(Records with interface code)
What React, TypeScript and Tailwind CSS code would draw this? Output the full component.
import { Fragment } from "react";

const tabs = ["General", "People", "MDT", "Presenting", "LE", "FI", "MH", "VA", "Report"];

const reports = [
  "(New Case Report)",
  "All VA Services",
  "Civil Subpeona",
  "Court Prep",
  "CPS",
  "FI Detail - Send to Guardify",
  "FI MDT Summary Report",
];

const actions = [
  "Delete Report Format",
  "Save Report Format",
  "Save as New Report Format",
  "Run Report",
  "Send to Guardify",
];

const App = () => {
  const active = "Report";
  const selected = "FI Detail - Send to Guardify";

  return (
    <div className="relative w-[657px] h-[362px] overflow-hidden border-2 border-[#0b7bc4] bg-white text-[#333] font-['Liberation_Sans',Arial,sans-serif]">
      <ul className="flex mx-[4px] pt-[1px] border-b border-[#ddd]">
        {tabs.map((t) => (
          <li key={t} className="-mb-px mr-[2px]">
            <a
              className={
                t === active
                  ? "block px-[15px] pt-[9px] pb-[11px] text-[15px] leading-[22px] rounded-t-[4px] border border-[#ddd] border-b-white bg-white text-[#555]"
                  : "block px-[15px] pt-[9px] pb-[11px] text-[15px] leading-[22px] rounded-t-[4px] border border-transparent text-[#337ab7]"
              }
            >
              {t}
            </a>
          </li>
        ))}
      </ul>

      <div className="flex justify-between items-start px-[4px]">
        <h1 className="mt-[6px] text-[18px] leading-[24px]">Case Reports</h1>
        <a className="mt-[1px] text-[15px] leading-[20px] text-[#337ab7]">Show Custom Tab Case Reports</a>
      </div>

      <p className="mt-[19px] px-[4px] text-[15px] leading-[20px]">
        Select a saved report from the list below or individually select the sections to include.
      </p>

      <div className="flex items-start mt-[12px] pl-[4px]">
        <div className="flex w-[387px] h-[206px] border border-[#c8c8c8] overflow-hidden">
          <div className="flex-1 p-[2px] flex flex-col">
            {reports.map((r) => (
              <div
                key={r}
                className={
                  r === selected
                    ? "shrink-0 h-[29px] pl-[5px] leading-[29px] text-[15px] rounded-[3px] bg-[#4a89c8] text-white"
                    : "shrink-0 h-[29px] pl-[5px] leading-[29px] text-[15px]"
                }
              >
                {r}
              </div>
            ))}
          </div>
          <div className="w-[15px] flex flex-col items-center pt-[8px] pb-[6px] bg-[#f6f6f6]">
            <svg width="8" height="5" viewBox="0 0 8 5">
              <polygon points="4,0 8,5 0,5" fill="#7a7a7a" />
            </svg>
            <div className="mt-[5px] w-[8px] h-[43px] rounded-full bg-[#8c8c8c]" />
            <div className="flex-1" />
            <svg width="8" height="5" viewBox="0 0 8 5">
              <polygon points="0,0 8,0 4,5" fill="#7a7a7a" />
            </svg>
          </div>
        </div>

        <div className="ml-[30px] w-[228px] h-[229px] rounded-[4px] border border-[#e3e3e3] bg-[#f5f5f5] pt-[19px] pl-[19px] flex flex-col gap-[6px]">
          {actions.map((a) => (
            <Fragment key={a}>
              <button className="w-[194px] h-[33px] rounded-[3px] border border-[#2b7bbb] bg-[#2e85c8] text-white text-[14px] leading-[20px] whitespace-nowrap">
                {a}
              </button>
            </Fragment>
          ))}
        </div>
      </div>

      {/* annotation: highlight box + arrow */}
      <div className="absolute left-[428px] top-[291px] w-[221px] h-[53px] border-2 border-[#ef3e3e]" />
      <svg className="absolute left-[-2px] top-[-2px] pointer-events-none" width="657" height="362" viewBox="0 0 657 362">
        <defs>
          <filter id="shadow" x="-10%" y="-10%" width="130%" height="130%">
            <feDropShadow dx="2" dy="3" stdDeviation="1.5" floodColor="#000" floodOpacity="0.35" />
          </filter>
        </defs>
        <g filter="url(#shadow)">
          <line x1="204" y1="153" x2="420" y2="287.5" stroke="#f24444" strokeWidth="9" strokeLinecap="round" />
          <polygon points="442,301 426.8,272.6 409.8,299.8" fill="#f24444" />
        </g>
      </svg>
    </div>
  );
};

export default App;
---
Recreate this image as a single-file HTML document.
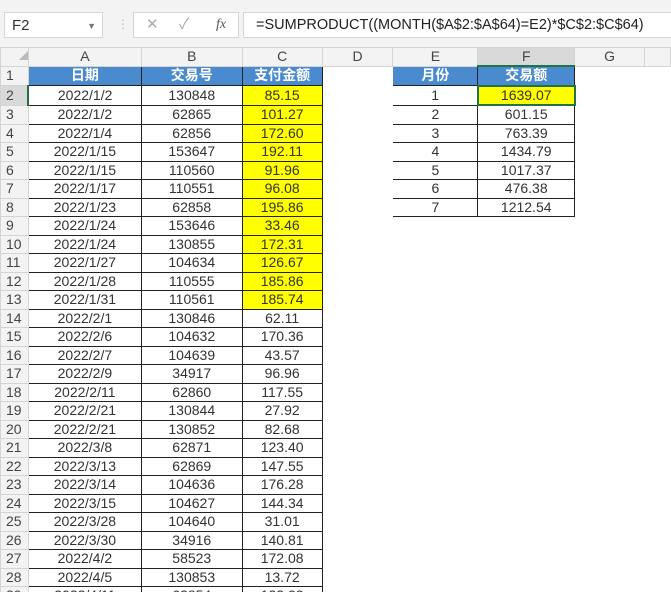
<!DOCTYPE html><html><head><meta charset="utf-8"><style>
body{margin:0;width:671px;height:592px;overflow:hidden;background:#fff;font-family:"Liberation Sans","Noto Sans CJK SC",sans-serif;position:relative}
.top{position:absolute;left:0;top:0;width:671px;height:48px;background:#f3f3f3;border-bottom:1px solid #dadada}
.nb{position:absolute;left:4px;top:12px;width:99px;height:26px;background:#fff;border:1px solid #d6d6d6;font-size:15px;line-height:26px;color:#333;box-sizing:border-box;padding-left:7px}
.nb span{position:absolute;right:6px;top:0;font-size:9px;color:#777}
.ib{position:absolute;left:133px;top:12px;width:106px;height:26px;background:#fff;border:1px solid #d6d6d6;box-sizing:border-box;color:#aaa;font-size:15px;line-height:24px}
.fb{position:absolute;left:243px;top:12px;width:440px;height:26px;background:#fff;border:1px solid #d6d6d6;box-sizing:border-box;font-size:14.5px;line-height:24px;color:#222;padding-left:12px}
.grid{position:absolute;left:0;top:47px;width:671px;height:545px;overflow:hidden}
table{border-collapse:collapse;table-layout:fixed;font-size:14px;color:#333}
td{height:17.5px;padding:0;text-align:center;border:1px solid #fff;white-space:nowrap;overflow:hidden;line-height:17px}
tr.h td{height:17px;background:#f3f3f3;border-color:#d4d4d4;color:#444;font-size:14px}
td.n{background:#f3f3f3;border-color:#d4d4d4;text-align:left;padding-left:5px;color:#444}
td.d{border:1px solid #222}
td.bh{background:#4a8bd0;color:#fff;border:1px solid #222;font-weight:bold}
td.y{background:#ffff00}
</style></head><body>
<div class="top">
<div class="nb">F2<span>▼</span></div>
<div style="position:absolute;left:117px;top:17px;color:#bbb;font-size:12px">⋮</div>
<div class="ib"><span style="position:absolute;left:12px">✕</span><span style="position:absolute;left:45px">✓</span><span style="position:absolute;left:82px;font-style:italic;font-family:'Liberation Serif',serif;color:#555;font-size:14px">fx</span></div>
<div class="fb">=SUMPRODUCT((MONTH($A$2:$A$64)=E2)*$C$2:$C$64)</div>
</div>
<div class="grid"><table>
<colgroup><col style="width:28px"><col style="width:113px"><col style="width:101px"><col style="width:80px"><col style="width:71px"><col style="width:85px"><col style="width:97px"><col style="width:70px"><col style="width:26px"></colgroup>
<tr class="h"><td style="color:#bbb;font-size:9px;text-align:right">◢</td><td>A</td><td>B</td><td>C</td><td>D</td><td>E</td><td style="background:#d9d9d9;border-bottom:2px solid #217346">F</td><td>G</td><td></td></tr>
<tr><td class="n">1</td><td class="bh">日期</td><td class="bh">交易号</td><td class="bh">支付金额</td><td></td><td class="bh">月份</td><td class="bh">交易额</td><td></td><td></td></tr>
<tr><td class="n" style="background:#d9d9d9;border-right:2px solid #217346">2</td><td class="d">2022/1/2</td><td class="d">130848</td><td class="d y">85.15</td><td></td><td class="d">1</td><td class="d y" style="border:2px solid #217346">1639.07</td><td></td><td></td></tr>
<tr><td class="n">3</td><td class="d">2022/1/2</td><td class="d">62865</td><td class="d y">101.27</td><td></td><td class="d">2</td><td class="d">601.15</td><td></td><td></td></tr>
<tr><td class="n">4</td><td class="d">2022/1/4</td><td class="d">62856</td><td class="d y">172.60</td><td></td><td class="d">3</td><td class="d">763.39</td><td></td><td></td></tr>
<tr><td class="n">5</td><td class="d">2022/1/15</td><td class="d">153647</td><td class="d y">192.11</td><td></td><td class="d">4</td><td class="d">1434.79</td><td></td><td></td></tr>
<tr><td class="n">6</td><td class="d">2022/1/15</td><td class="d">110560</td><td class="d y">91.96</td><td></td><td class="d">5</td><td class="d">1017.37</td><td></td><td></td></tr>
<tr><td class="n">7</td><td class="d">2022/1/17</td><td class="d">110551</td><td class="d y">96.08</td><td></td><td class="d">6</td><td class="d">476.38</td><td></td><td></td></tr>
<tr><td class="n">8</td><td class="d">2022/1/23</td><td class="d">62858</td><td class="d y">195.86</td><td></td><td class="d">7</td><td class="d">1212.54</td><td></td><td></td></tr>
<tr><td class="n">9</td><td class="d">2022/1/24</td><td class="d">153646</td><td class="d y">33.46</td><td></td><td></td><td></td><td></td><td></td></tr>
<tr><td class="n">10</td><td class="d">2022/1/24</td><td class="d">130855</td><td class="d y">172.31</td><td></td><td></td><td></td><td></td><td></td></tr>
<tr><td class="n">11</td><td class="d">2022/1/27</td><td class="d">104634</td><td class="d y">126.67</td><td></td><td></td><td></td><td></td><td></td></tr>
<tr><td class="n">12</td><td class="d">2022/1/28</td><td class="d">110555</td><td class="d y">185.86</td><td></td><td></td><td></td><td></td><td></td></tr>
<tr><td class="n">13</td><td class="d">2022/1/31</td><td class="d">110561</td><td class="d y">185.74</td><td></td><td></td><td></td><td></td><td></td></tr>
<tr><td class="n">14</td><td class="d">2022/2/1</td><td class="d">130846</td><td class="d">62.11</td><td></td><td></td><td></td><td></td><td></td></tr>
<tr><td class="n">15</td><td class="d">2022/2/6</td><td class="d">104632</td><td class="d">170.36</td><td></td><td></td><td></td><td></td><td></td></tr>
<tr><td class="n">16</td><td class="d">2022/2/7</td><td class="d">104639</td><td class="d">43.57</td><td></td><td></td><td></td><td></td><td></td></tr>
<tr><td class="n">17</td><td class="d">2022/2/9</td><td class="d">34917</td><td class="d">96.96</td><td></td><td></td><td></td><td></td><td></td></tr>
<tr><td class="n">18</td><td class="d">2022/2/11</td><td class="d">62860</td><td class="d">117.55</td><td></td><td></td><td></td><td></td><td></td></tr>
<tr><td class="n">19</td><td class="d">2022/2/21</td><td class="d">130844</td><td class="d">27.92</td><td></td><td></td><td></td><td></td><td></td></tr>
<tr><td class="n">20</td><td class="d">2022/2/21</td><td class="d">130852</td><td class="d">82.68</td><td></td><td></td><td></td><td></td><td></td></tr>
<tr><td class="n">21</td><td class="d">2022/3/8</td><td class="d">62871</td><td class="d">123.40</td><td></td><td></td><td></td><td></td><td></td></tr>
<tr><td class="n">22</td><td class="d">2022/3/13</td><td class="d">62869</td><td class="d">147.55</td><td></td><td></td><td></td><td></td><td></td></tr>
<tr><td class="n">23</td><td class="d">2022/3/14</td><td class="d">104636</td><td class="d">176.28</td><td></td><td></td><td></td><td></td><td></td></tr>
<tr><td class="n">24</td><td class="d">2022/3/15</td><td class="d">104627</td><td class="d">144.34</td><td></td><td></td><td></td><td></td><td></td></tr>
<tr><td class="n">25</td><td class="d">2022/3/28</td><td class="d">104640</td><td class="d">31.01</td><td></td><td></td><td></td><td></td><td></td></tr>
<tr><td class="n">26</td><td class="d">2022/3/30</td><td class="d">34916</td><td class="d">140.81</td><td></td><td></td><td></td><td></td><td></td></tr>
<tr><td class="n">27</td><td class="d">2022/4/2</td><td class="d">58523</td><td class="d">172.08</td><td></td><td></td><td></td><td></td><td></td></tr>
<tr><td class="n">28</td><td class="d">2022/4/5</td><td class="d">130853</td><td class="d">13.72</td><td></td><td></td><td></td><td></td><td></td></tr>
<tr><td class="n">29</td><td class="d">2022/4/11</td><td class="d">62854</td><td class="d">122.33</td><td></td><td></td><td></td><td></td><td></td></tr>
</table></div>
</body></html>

Your task: Which lines in the data above contain "full"? Show each one.

Correct result:
What React, TypeScript and Tailwind CSS code would draw this? Output the full component.
            <div className="mt-[5px] w-[8px] h-[43px] rounded-full bg-[#8c8c8c]" />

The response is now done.